La polémique, et les condamnations, touchent l'ensemble des oeuvres des collaborateurs de l'Encyclopédie : De l'Esprit d'Helvetius, accompagné des différentes critiques et condamnations qu'il a fait naître : arrêts des parlements, condamnation du pape Clément VIII, et de La Harpe : Réfutation du livre De l'Esprit ; le Système de la nature d'Holbach ; L'Esprit des lois de Montesquieu, avec les ouvrages critiques de Cattaneo, Pecquet ou l'abbé de La Porte ; pour ne citer qu'eux.
En marge de ce courant, le roman Bélisaire de Marmontel (1767) est condamné pour avoir prôné la tolérance religieuse ; des ouvrages polémiques suivent sa publication : Anecdote sur Bélisaire de Voltaire, Les XXXVII vérités aux XXXVII impiétés de Bélisaire par un bachelier ubiquiste de Turgot, La Censure de la Faculté de Paris de Legrand ou Réponse à l'apologie de M. Marmontel de Legge, Critique théologique du XVe chapitre de Bélisaire de Reynaud, enfin, du principal intéressé, Réponse de M. Marmontel à une lettre de M. l'Abbé Riballier.
Mémoires, factums, pièces de procès, pamphlets se font également l'écho des évènements politiques : le siège de La Rochelle, dont le Journal des choses les plus mémorables qui se sont passées au dernier siège de La Rochelle (1648) de Mervault ; le procès de Fouquet, dont : Discours au Roi par un de ses fidèles sujets sur le procès de M. Fouquet (1661) de Pellisson ; vingt pièces sur le conflit entre les princes légitimes et légitimés (1717). Il convient d'y ajouter les conspirations dans lesquelles furent impliqués le maréchal d'Ancre (1617), le comte de Chalais (1626), le duc de Montmorency (1632), le maréchal de Marillac (1632) ; mais aussi, le procès de Cinq-Mars et de Thou (1642), l'attentat de Damiens (1757) : Pièces originales et procédures du procès fait à Robert-François Damiens. Enfin, les biographies de prisonniers célèbres tel Latude avec Le Donjon de Vincennes, La Bastille et Bicêtre ou Mémoires de M. Masers de Latude (1787).
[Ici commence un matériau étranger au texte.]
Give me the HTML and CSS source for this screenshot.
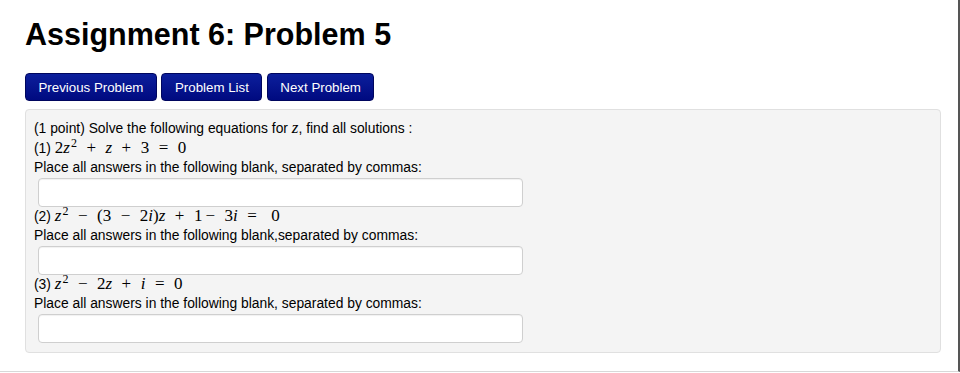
FILE: index.html
```html
<!DOCTYPE html>
<html>
<head>
<meta charset="utf-8">
<link rel="stylesheet" href="styles.css">
</head>
<body>
<div class="page">
  <h1 class="title">Assignment 6: Problem 5</h1>
  <div class="nav">
    <a class="btn">Previous Problem</a>
    <a class="btn">Problem List</a>
    <a class="btn">Next Problem</a>
  </div>
  <div class="problem">
    <div class="line">(1 point) Solve the following equations for <span class="mi">z</span>, find all solutions :</div>
    <div class="line">(1) <span class="math">2<span class="mi">z</span><sup>2</sup><span class="op">+</span><span class="mi">z</span><span class="op">+</span>3<span class="rel">=</span>0</span></div>
    <div class="line">Place all answers in the following blank, separated by commas:</div>
    <input class="answer" type="text">
    <div class="line">(2) <span class="math"><span class="mi">z</span><sup>2</sup><span class="op">−</span>(3<span class="op">−</span>2<span class="mi">i</span>)<span class="mi">z</span><span class="op">+</span>1<span class="op tight">−</span>3<span class="mi">i</span><span class="rel">=</span><span class="last">0</span></span></div>
    <div class="line">Place all answers in the following blank,separated by commas:</div>
    <input class="answer" type="text">
    <div class="line">(3) <span class="math"><span class="mi">z</span><sup>2</sup><span class="op">−</span>2<span class="mi">z</span><span class="op">+</span><span class="mi">i</span><span class="rel">=</span>0</span></div>
    <div class="line">Place all answers in the following blank, separated by commas:</div>
    <input class="answer" type="text">
  </div>
</div>
</body>
</html>
```
FILE: styles.css
```css
html, body {
  margin: 0;
  padding: 0;
  background: #fff;
}
body {
  font-family: "Liberation Sans", Arial, sans-serif;
  color: #000;
}
.page {
  box-sizing: border-box;
  width: 960px;
  height: 372px;
  border-right: 2px solid #555;
  border-bottom: 1px solid #d8d8d8;
  padding: 16px 0 0 25px;
}
.title {
  margin: 0;
  font-size: 30.5px;
  line-height: 36px;
  font-weight: bold;
}
.nav {
  display: flex;
  gap: 4.5px;
  margin-top: 21px;
}
.btn {
  display: flex;
  align-items: center;
  height: 28px;
  box-sizing: border-box;
  padding: 0 12.5px;
  font-size: 13.3px;
  color: #fff;
  background: linear-gradient(to bottom, #0c1f9c, #000a80);
  border: 1px solid #00065e;
  border-radius: 4px;
}
.problem {
  margin-top: 8px;
  width: 916px;
  box-sizing: border-box;
  background: #f4f4f4;
  border: 1px solid #e0e0e0;
  border-radius: 4px;
  padding: 9px 8px 9px 8px;
  font-size: 13.85px;
  line-height: 19.5px;
}
.line {
  white-space: nowrap;
  height: 19.5px;
}
.math {
  font-family: "Liberation Serif", "Times New Roman", serif;
  font-size: 17px;
  line-height: 1;
}
.mi {
  font-family: "Liberation Serif", "Times New Roman", serif;
  font-style: italic;
  font-size: 17px;
  line-height: 1;
}
.math .mi {
  font-size: inherit;
}
.math sup {
  font-size: 12px;
  line-height: 0;
  vertical-align: 6px;
  margin-left: 1px;
}
.op {
  margin: 0 9.5px;
}
.op.tight {
  margin-left: 3px;
}
.rel {
  margin: 0 9.5px;
}
.last {
  margin-left: 5px;
}
.answer {
  display: block;
  margin: 0 0 0 4px;
  width: 485px;
  height: 29px;
  box-sizing: border-box;
  border: 1px solid #cfcfcf;
  border-radius: 4px;
  background: #fff;
  box-shadow: inset 0 1px 1px rgba(0,0,0,0.06);
  padding: 0 6px;
  font-size: 13px;
}
```
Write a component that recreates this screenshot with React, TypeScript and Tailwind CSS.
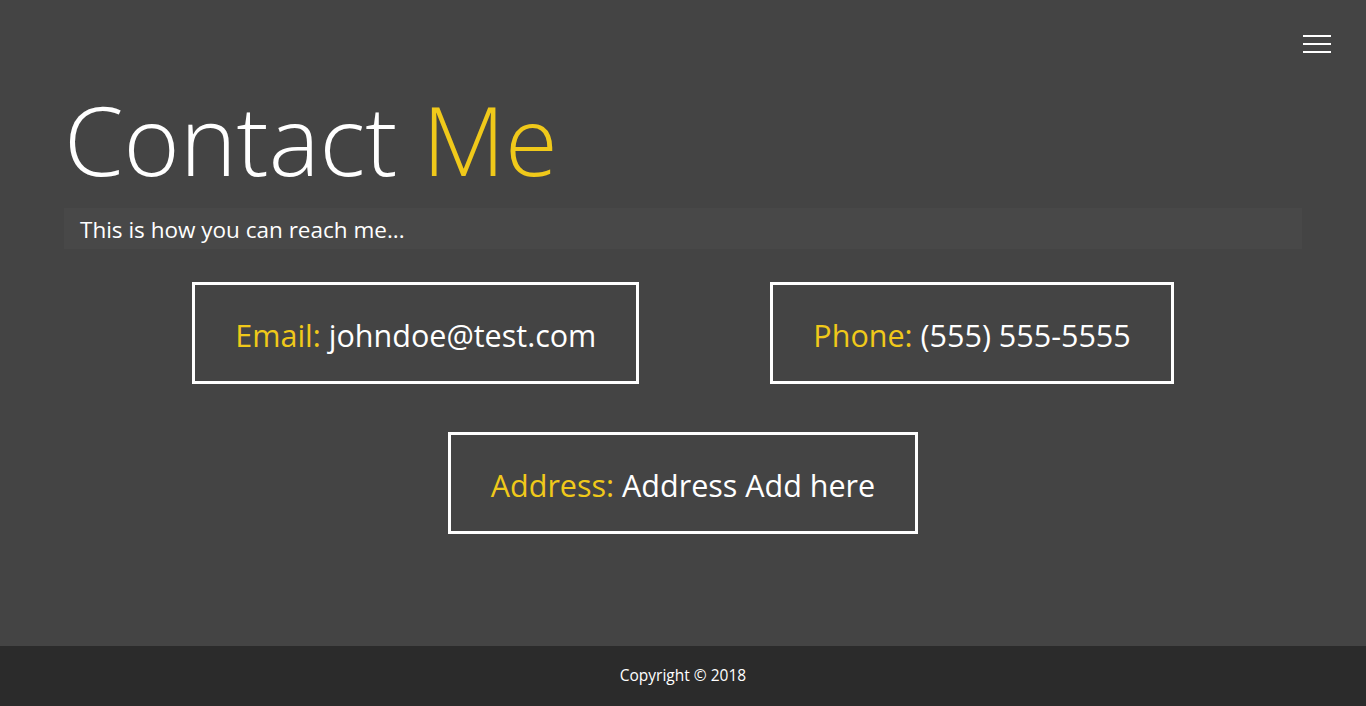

Dans le domaine judiciaire, de grandes affaires attisent les passions. Parmi les plus célèbres, l'affaire Calas, évoquée par une vingtaine de pièces, sans compter le Traité sur la tolérance (1763) de Voltaire, ou la tragédie de Chénier Jean Calas (1793) ; les affaires auxquelles fut mêlé Beaumarchais (affaire Goetzmann, 1773-1774, et affaire Kornmann, 1781-1789), avec, en marge, un curieux ouvrage sur la négociation dont Beaumarchais fut chargé par le roi pour récupérer des papiers auprès du chevalier d'Eon : Pièces relatives aux démêlés entre Mademoiselle d'Eon de Beaumont … et le sieur Caron dit de Beaumarchais (1778) ; quant à l'affaire du Collier, une quarantaine de publications la commentent.